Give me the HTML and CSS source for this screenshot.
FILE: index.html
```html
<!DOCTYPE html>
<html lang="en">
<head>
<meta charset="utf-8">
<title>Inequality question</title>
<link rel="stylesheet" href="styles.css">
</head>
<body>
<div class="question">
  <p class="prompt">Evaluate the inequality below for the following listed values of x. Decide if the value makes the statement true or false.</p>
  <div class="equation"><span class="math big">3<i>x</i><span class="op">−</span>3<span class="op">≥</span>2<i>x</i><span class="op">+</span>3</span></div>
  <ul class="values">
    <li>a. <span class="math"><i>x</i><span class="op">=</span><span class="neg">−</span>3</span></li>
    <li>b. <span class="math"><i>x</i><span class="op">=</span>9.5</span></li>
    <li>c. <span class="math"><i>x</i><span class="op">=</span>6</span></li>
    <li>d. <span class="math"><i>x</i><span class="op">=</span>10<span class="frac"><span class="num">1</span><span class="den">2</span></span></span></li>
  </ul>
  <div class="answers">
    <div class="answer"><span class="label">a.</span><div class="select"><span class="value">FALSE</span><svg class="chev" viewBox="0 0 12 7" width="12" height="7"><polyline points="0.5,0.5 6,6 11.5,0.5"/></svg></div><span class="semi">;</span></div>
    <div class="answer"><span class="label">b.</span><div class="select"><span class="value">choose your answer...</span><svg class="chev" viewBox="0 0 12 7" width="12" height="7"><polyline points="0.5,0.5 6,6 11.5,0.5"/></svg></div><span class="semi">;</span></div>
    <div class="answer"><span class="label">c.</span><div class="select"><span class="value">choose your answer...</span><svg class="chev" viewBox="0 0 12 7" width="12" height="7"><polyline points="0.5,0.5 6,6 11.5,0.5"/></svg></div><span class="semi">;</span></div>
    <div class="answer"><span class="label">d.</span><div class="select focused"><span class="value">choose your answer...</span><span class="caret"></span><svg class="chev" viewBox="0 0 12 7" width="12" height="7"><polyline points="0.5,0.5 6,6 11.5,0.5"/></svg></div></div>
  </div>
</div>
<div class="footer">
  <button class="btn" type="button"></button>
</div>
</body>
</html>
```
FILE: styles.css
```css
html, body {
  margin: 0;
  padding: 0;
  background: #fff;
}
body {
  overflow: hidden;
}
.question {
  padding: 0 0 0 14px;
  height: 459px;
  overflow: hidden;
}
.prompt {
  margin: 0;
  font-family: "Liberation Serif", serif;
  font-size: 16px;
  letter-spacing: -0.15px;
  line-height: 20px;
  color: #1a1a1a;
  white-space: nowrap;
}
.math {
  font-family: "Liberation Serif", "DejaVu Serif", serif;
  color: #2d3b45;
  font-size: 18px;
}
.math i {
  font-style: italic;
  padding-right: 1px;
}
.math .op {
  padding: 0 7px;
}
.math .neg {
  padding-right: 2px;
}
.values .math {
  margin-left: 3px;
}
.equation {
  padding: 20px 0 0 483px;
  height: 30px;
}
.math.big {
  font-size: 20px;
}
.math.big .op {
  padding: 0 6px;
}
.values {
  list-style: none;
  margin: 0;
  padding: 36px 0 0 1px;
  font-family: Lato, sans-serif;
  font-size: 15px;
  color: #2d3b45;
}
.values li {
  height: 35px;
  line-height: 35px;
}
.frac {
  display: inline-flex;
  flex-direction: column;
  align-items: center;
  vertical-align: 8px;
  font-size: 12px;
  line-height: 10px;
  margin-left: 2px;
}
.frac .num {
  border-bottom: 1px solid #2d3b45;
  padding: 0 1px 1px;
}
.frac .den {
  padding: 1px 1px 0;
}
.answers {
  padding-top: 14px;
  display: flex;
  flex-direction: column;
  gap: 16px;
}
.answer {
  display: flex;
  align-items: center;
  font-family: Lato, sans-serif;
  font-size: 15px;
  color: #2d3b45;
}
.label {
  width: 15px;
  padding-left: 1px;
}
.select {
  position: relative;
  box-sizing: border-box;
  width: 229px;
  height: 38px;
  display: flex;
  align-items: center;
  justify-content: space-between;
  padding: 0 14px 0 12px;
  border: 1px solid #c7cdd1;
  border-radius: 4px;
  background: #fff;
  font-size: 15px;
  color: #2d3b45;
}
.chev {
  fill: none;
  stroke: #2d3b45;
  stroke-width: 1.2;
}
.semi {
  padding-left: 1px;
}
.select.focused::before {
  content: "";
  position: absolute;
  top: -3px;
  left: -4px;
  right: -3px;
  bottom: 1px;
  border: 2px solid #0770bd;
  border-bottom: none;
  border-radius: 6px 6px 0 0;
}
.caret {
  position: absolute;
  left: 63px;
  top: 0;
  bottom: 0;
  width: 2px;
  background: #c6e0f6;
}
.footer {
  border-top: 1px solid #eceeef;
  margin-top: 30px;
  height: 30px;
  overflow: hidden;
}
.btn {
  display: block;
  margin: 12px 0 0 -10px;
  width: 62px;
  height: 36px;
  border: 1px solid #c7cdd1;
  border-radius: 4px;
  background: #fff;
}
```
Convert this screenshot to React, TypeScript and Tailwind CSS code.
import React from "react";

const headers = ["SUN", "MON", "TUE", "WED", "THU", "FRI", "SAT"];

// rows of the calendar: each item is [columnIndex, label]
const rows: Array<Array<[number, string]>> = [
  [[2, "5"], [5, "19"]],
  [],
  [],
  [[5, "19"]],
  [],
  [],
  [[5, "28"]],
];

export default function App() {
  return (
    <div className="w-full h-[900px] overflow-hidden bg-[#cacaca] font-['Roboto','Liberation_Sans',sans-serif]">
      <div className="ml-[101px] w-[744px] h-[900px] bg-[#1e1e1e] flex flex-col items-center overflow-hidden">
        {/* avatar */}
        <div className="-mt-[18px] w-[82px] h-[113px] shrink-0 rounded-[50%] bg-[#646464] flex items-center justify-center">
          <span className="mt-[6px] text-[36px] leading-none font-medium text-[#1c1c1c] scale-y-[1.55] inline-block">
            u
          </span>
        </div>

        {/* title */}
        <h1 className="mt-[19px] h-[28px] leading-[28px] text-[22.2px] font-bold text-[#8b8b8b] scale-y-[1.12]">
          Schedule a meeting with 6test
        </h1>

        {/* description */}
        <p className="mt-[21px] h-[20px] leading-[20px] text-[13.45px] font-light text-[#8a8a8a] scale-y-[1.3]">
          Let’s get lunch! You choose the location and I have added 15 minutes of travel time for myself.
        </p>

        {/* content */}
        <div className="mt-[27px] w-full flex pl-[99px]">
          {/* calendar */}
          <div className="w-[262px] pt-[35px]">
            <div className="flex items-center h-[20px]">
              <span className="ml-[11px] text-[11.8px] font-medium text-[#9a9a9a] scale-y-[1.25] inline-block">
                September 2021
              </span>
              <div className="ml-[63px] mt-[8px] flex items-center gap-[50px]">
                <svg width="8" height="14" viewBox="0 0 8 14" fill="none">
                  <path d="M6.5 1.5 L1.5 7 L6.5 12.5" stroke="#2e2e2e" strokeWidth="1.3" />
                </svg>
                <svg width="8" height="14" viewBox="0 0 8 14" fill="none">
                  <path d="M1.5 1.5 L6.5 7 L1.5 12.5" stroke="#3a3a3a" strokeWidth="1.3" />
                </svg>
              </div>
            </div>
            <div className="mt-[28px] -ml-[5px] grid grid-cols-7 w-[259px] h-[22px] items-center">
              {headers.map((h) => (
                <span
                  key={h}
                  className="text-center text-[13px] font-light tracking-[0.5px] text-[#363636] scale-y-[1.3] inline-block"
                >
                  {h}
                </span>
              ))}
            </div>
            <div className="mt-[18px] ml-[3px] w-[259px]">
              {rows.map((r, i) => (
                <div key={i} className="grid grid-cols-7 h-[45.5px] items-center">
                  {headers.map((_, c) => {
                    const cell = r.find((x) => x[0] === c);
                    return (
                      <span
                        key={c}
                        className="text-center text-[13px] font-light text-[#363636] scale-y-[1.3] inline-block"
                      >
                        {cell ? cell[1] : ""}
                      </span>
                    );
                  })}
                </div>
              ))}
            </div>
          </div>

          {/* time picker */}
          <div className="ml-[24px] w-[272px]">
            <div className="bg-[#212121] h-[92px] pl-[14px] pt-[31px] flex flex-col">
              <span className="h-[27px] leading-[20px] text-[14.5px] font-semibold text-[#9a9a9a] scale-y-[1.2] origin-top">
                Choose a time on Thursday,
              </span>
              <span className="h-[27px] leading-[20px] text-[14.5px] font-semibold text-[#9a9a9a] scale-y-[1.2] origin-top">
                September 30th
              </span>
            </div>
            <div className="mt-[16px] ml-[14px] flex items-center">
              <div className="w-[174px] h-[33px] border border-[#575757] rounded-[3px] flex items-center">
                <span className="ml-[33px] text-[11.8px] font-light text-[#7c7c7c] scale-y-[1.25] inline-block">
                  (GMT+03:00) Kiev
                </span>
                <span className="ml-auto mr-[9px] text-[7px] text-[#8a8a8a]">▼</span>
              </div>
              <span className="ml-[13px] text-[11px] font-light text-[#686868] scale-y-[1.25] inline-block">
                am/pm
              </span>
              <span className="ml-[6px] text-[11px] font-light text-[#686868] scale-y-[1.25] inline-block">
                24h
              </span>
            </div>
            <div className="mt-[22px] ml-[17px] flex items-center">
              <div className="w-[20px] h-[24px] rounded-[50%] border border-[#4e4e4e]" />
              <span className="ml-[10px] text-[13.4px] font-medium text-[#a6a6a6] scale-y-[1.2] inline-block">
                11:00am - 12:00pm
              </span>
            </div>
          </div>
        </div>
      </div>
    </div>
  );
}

* * * * *

Written instruction:
Find every line that holds "screenshot" and copy it.

Completed exercise:
Give me the HTML and CSS source for this screenshot.
Convert this screenshot to React, TypeScript and Tailwind CSS code.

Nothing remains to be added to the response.